___ Input for this task
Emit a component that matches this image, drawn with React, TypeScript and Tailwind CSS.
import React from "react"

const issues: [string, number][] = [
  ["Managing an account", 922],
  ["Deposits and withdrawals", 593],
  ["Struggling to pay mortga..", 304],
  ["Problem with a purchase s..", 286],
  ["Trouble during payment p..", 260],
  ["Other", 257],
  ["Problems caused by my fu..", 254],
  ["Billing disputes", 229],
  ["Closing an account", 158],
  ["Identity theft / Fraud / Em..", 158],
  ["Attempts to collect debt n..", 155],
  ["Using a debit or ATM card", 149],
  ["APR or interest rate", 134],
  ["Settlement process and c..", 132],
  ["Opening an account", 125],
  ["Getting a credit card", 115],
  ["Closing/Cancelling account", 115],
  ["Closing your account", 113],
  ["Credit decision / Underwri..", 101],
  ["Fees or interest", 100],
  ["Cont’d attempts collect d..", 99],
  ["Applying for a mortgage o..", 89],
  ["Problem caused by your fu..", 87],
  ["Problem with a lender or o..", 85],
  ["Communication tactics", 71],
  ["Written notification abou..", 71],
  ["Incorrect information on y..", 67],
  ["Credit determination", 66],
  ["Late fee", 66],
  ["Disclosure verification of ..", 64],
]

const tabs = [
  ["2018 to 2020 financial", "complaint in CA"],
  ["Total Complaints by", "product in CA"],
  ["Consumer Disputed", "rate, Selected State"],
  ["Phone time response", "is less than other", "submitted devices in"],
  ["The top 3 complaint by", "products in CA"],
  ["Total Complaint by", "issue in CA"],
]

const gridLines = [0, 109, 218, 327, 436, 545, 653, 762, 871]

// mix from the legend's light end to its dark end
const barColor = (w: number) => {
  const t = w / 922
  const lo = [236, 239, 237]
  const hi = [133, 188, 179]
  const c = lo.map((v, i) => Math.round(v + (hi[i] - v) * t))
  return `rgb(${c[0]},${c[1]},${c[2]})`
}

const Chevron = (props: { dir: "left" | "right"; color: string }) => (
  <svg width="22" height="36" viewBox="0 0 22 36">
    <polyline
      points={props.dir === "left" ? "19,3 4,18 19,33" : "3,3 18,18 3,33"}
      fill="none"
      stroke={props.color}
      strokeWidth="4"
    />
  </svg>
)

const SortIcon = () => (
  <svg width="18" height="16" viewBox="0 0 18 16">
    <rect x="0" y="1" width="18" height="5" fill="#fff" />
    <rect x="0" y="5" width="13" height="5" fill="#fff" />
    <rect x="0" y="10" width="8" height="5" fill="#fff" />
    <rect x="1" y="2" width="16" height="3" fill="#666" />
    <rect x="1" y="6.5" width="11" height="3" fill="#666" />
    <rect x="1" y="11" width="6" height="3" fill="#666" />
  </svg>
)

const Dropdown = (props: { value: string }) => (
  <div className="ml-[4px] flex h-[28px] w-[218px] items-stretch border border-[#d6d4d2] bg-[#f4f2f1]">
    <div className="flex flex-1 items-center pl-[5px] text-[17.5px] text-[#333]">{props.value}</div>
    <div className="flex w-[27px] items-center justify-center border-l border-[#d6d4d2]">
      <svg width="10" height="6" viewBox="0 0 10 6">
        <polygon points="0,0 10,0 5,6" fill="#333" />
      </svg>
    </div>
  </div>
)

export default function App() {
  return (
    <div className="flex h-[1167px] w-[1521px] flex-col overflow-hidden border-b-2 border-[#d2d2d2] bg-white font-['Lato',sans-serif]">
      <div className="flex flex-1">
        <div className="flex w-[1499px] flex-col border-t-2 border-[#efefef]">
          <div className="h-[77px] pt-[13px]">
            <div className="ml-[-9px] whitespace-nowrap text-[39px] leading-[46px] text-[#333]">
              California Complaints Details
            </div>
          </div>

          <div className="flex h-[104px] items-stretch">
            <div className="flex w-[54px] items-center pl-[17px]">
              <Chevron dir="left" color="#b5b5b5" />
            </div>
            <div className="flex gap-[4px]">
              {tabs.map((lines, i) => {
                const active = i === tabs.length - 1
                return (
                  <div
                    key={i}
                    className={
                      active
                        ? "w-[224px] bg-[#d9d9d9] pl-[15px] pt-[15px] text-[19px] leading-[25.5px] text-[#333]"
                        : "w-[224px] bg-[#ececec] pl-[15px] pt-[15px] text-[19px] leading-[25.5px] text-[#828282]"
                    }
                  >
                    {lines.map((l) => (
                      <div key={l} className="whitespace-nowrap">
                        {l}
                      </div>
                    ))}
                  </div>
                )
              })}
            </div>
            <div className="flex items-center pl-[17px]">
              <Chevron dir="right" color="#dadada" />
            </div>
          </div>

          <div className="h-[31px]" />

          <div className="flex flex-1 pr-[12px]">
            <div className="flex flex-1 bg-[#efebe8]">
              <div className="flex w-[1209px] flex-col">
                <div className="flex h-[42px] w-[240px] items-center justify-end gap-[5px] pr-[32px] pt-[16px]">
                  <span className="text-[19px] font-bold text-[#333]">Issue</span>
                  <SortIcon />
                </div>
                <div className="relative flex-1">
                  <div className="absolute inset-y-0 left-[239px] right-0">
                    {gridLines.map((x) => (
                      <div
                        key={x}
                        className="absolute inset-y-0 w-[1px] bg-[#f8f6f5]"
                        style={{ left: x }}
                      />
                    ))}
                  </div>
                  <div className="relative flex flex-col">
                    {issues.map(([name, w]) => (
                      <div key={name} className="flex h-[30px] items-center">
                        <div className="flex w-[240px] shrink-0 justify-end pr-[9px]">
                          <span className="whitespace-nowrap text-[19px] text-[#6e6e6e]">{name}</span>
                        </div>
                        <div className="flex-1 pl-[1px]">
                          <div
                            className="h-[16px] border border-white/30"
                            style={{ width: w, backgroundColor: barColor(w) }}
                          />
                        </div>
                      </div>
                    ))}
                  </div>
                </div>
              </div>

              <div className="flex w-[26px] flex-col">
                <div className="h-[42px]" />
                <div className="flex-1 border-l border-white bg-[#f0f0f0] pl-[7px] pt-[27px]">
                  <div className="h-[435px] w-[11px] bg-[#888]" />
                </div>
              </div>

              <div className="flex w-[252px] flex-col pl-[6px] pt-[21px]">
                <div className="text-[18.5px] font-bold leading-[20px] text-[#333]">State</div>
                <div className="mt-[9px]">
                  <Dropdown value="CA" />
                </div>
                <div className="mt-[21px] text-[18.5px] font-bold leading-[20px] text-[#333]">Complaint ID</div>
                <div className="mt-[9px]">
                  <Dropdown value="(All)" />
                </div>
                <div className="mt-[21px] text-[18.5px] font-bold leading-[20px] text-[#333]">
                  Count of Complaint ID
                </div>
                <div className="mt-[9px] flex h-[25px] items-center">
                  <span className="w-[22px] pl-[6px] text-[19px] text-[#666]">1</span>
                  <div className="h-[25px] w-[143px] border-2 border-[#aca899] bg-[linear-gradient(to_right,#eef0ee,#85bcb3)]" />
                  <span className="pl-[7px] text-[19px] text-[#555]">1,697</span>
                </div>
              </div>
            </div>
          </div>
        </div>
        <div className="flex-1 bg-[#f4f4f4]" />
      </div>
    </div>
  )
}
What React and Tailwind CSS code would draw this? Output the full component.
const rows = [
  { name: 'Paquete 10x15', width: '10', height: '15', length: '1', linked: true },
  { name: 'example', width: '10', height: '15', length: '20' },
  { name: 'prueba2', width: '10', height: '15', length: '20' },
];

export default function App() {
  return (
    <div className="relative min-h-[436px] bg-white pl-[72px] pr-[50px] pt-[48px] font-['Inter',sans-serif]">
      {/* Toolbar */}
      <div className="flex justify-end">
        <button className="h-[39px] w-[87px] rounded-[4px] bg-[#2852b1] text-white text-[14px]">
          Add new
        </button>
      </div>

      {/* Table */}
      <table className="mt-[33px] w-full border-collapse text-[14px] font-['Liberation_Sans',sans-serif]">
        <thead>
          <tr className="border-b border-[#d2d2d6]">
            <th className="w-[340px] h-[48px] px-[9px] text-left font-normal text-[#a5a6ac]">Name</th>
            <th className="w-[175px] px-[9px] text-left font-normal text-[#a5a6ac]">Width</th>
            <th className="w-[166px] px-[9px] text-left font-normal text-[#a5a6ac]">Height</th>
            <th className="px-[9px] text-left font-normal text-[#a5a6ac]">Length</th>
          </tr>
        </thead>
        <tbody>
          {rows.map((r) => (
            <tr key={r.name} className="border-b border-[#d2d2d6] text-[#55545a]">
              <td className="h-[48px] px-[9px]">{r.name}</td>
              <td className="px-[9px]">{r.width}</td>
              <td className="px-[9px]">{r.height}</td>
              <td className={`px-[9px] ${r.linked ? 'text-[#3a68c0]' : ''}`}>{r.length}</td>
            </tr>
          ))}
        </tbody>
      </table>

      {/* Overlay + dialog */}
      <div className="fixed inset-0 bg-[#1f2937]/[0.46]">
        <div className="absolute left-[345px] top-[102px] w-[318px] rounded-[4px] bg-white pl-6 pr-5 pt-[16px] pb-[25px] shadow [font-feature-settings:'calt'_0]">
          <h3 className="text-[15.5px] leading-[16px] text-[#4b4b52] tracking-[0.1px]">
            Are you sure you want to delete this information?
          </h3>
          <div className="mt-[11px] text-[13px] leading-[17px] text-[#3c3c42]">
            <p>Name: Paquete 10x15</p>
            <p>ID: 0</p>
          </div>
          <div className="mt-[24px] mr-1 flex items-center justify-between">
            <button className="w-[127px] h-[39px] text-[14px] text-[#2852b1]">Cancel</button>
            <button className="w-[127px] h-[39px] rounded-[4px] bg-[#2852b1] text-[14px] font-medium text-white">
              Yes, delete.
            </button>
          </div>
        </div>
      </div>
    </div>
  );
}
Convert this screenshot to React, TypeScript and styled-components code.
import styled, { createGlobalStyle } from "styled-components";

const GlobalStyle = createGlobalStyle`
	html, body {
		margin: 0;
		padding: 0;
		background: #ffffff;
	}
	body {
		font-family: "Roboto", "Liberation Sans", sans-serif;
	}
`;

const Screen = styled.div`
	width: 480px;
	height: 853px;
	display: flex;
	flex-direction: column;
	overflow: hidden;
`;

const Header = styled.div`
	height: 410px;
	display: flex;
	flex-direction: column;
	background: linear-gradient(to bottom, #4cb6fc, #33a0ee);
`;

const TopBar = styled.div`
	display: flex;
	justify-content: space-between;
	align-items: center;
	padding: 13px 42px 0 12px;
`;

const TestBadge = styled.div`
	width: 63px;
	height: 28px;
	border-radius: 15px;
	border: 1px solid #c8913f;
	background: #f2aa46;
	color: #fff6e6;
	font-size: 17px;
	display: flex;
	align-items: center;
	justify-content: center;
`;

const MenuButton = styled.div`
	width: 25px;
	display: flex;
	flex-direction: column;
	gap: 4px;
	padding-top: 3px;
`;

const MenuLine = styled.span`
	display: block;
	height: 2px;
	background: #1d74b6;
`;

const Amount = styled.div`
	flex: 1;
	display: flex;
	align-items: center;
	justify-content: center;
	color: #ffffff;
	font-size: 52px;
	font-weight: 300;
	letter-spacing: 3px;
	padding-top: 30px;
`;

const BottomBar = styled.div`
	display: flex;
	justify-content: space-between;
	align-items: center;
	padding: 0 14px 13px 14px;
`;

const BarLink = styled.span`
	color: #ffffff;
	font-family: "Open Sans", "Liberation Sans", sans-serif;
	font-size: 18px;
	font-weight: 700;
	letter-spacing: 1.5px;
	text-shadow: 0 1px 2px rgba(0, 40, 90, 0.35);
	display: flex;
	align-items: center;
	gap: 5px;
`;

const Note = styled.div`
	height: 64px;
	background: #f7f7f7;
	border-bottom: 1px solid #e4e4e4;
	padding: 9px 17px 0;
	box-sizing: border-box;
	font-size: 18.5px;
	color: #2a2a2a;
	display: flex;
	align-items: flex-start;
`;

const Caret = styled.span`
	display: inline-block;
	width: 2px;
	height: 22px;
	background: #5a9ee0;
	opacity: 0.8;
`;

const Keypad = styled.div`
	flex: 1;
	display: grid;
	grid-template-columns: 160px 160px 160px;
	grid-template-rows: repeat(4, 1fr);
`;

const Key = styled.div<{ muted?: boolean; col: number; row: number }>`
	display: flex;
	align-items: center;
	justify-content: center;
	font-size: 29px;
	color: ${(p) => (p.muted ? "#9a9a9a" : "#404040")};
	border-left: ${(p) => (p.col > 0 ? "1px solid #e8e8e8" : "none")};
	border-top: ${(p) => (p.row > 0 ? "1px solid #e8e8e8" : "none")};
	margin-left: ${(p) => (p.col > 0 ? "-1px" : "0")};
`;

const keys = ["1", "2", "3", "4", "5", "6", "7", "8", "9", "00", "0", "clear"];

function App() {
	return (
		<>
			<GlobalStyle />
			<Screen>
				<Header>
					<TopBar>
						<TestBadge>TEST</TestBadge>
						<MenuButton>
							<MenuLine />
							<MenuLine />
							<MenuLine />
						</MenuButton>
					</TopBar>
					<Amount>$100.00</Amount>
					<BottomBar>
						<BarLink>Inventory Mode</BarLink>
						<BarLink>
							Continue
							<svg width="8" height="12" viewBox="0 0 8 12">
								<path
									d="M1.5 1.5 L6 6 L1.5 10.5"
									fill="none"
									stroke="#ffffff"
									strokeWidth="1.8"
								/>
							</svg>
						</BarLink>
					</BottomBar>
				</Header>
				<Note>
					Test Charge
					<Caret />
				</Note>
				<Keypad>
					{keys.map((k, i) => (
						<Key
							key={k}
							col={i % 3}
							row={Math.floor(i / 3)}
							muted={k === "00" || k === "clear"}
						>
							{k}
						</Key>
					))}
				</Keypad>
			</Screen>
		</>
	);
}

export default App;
______
Reproduce exactly, and only, the lines from the start of the entries through the one that contains "653, 762, 871]".

Emit a component that matches this image, drawn with React, TypeScript and Tailwind CSS.
import React from "react"

const issues: [string, number][] = [
  ["Managing an account", 922],
  ["Deposits and withdrawals", 593],
  ["Struggling to pay mortga..", 304],
  ["Problem with a purchase s..", 286],
  ["Trouble during payment p..", 260],
  ["Other", 257],
  ["Problems caused by my fu..", 254],
  ["Billing disputes", 229],
  ["Closing an account", 158],
  ["Identity theft / Fraud / Em..", 158],
  ["Attempts to collect debt n..", 155],
  ["Using a debit or ATM card", 149],
  ["APR or interest rate", 134],
  ["Settlement process and c..", 132],
  ["Opening an account", 125],
  ["Getting a credit card", 115],
  ["Closing/Cancelling account", 115],
  ["Closing your account", 113],
  ["Credit decision / Underwri..", 101],
  ["Fees or interest", 100],
  ["Cont’d attempts collect d..", 99],
  ["Applying for a mortgage o..", 89],
  ["Problem caused by your fu..", 87],
  ["Problem with a lender or o..", 85],
  ["Communication tactics", 71],
  ["Written notification abou..", 71],
  ["Incorrect information on y..", 67],
  ["Credit determination", 66],
  ["Late fee", 66],
  ["Disclosure verification of ..", 64],
]

const tabs = [
  ["2018 to 2020 financial", "complaint in CA"],
  ["Total Complaints by", "product in CA"],
  ["Consumer Disputed", "rate, Selected State"],
  ["Phone time response", "is less than other", "submitted devices in"],
  ["The top 3 complaint by", "products in CA"],
  ["Total Complaint by", "issue in CA"],
]

const gridLines = [0, 109, 218, 327, 436, 545, 653, 762, 871]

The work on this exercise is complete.